Par­ties or­ga­nized around op­po­si­tion have proved to be less able to govern. Re­pub­li­cans ran for three con­sec­u­tive elec­tions on op­po­si­tion to Oba­macare. But af­ter tak­ing the White House and both houses of Congress, the party failed to unite around any plan to re­place it.

In Bri­tain, Brexit has been an­i­mated by op­po­si­tion to the EU, rather than any clear al­ter­na­tive to mem­ber­ship.

Re­volt against every­thing

Vot­ers are re­ject­ing more than their op­po­nents – eco­nomic, so­cial and de­mo­graphic change have sparked up­ris­ings against any per­ceived fix­ture of the sta­tus quo.

The 2008 fi­nan­cial cri­sis, along with sky­rock­et­ing in­come in­equal­ity, have stalled wages and so­cial mo­bil­ity across the West.

When peo­ple hold “low trust in govern­ment and low or static ex­pec­ta­tions for their fu­ture lives,” ac­cord­ing to re­search by the Gallup Or­ga­ni­za­tion, sup­port for pop­ulist, anti-es­tab­lish­ment pol­i­tics surges.

Re­search by Roberto Ste­fan Foa and Yascha Mounk found that as in­equal­ity rises, ci­ti­zens be­come less likely to be­lieve that their govern­ment is truly demo­cratic – un­der­min­ing le­git­i­macy of the sys­tem it­self.

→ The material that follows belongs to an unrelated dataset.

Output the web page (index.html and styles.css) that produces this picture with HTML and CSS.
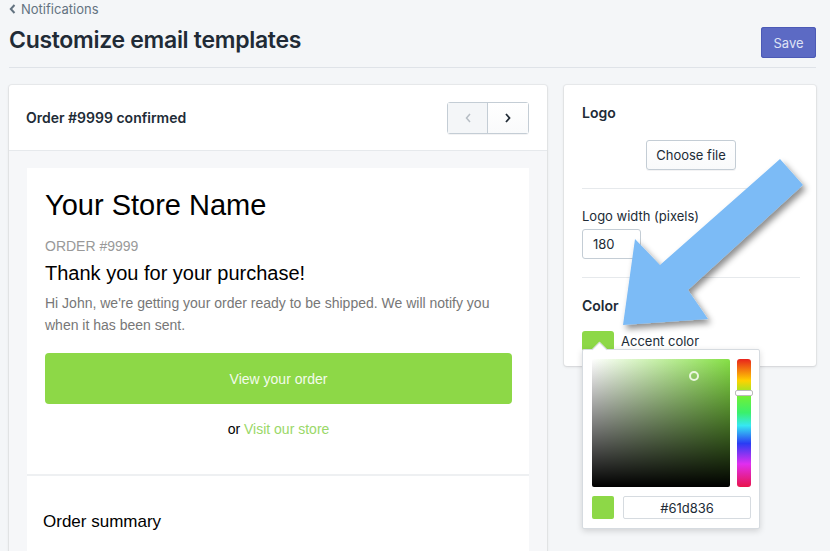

This anger, stud­ies sug­gest, can be as much about dol­lars and cents as about fear of los­ing sta­tus rel­a­tive to one’s neigh­bors and los­ing con­trol of one’s fu­ture – a back­lash lay­ered with whites’ grow­ing fears of de­mo­graphic change.

Pop­ulist par­ties, ris­ing steadily since the civil rights move­ments of the 1960s, have surged amid re­cent im­mi­gra­tion booms by cham­pi­oning na­tivist fears of lost na­tional iden­tity, and rail­ing against es­tab­lish­ments as hav­ing sold the peo­ple out.

Brexit chan­neled these sen­ti­ments, fram­ing the EU as the ul­ti­mate es­tab­lish­ment, and im­mi­gra­tion as a per­ilous threat. So did Eu­ro­pean and Amer­i­can pop­ulists, run­ning on har­den­ing bor­ders and re­tak­ing con­trol from cor­rupt elites.

Col­lapse of the old way

“From the birth of lib­eral democ­racy through the late 20th cen­tury,” said Le­vit­sky, po­lit­i­cal es­tab­lish­ments “more or less” con­trolled ac­cess to elected of­fice.

Change, much of it tech­no­log­i­cal, has ended that era. Out­sider can­di­dates can raise money on­line, run­ning with­out the con­sent of party chiefs or groups like or­ga­nized la­bor. They can reach vot­ers through so­cial me­dia, cir­cum­vent­ing gate­keep­ers and main­stream me­dia.

The rise of pri­maries in the United States since the 1970s, and out­sider par­ties in Europe, fur­ther weak­ened main­stream par­ties’ con­trol over bal­lots. Vot­ers, not es­tab­lish­ments, now con­trol ac­cess to of­fice.

“This, of course, is de­moc­ra­tiz­ing. But it is also desta­bi­liz­ing,” Le­vit­sky said. Self-in­ter­ested es­tab­lish­ments often blocked pop­u­lar ideas and mi­nor­ity groups. But they also formed what the French call a cor­don san­i­taire – quar­an­tine – against na­tion­al­ist or far-right pol­i­tics.

This quar­an­tine has be­gun to crack, with right-wing pop­ulists claim­ing to rep­re­sent the true will of the peo­ple against main­stream par­ties that want to sup­press that will. Their bat­tle for con­trol has deep­ened vot­ers’ sense that democ­racy it­self is at stake.

In Bri­tain, sup­port­ers of Brexit often see de­lays and set­backs as proof that elites never re­ally in­tended to al­low pop­u­lar will to pre­vail. Main­stream lead­ers, in­clud­ing May, have warned that re­vok­ing Brexit would shat­ter Bri­tons’ al­ready-ten­u­ous faith in their democ­racy.

Talk of re­main­ing has be­come a po­lit­i­cal third rail even as polls sug­gest it now has ma­jor­ity sup­port. Law­mak­ers are scram­bling for any Brexit plan with a pub­lic man­date when none ap­pears to ex­ist.